The Company was incorporated under Louisiana law on July 5, 1983
and acquired 100% of the shares of Progressive Bancshares
Corporation, the former holding company of the Bank, effective
March 8, 1984.
Certain reclassifications have been made to the prior period
financial information in order to conform to current year
presentation.
The accounting principles and reporting policies of the Company
conform with generally accepted accounting principles. The
following is a description of the more significant of these
policies.
Consolidation
- -------------
The consolidated financial statements include the accounts of the
Company and its 100% owned subsidiary, Progressive Bank and Trust
Company. Intercompany accounts and transactions are eliminated in
consolidation.
Investment Securities
- ---------------------
Effective January 1, 1994, the Company adopted Financial Accounting
Standards Board (FASB) Statement No. 115, "Accounting for Certain
Investments in Debt and Equity Securities." This standard
addresses the accounting and reporting for investments in equity
securities that have a readily determinable fair value and for all
investments in debt securities and requires classification of
securities as trading, available for sale or held to maturity.
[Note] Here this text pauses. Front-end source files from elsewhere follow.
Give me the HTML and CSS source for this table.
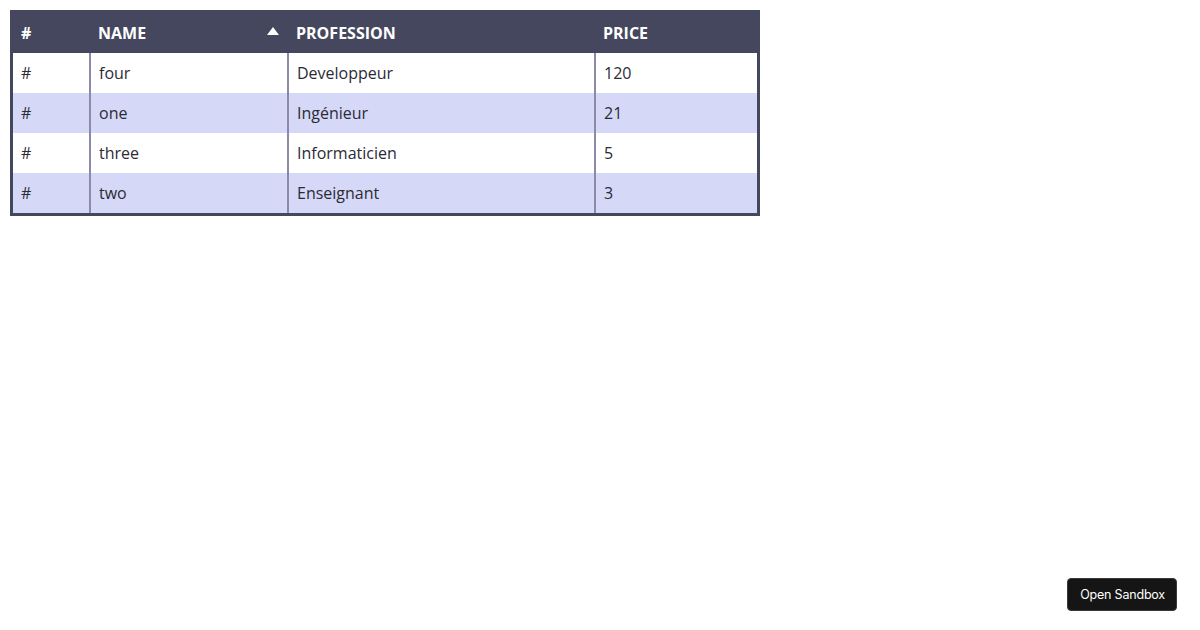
FILE: index.html
```html
<!DOCTYPE html>
<html lang="fr">
<head>
<meta charset="utf-8">
<title>Table</title>
<link rel="stylesheet" href="styles.css">
</head>
<body>
<table class="grid">
  <colgroup>
    <col class="c1"><col class="c2"><col class="c3"><col class="c4">
  </colgroup>
  <thead>
    <tr>
      <th>#</th>
      <th class="sorted"><span>NAME</span><svg class="arrow" width="12" height="8" viewBox="0 0 12 8"><polygon points="6,0 12,8 0,8" fill="#ffffff"/></svg></th>
      <th>PROFESSION</th>
      <th>PRICE</th>
    </tr>
  </thead>
  <tbody>
    <tr><td>#</td><td>four</td><td>Developpeur</td><td>120</td></tr>
    <tr class="alt"><td>#</td><td>one</td><td>Ingénieur</td><td>21</td></tr>
    <tr><td>#</td><td>three</td><td>Informaticien</td><td>5</td></tr>
    <tr class="alt"><td>#</td><td>two</td><td>Enseignant</td><td>3</td></tr>
  </tbody>
</table>
<button class="sandbox">Open Sandbox</button>
</body>
</html>
```

FILE: styles.css
```css
html, body {
  margin: 0;
  padding: 0;
  background: #ffffff;
}
body {
  padding: 10px;
  font-family: "Open Sans", "Noto Sans", sans-serif;
  font-size: 16px;
  color: #2b2b35;
}
.grid {
  border-collapse: separate;
  border-spacing: 0;
  table-layout: fixed;
  width: 750px;
  border: 3px solid #45475e;
  border-top: 0;
}
.c1 { width: 76px; }
.c2 { width: 198px; }
.c3 { width: 307px; }
.c4 { width: 163px; }
.grid th {
  background: #45475e;
  color: #ffffff;
  font-weight: 700;
  text-align: left;
  height: 43px;
  padding: 2px 8px 0 7px;
  box-sizing: border-box;
  line-height: 24px;
  vertical-align: middle;
  border-left: 2px solid #45475e;
}
.grid th:first-child,
.grid td:first-child {
  border-left: 0;
}
.grid th:first-child {
  padding-left: 8px;
}
.grid th.sorted {
  position: relative;
}
.grid th .arrow {
  position: absolute;
  right: 8px;
  top: 17px;
}
.grid td {
  height: 40px;
  padding: 0 8px;
  box-sizing: border-box;
  line-height: 24px;
  vertical-align: middle;
  border-left: 2px solid #8b8aa8;
  background: #ffffff;
}
.grid tr.alt td {
  background: #d6d8f7;
}
.sandbox {
  position: fixed;
  right: 23px;
  bottom: 19px;
  height: 33px;
  padding: 0 11px 0 12px;
  background: #151515;
  color: #ffffff;
  border: 1px solid #3a3a3a;
  border-radius: 4px;
  font-family: Inter, "Liberation Sans", sans-serif;
  font-size: 12.5px;
  letter-spacing: -0.2px;
}
```
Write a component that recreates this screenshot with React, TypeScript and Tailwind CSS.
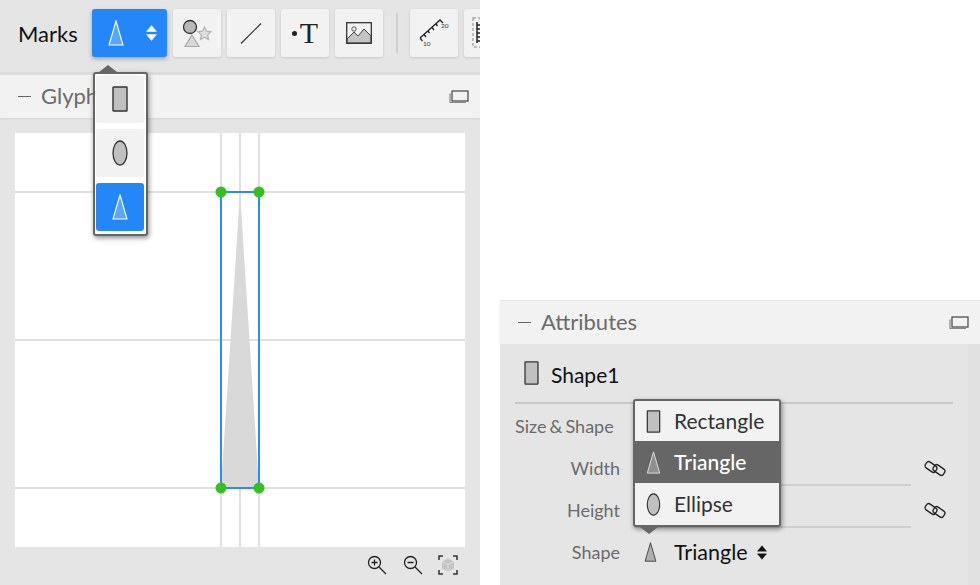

Management determines the classification of its securities when
they are purchased. The Company does not engage in trading
activities related to any of its investment securities. Securities
which the Company has the intent and ability to hold until maturity
are classified as held to maturity. These securities are stated at
cost, adjusted for amortization of premiums and accretion of
discounts. Securities which may be sold in response to interest
rates, liquidity needs or other factors are classified as available
for sale. These securities are reflected at fair value, and net
unrealized gains or losses are reflected as a separate component of
shareholders" equity, net of income tax effects. As of January 1,
1994 the unrealized gain on available for sale securities, net of
tax effects, was $695.
During 1994, the Bank sold $14,839 of securities out of its
available for sale portfolio, resulting in gross realized losses of
$909 and gross realized gains of $35. In addition, the Company
realized a gain of $750 on the redemption of FCB debentures, as
discussed further in Note 3. No securities were sold from the
Bank's held to maturity portfolio. Prior to the adoption of FASB
Statement No. 115, the Company accounted for all securities at
cost, adjusted for amortization of premiums and accretion of
discounts. During 1993, the Bank sold $4,596 of its securities
resulting in gross realized gains of $78 and gross realized losses
of $15. During 1992, the Bank sold $6,088 of its securities
resulting in gross realized gains of $114 and no realized losses.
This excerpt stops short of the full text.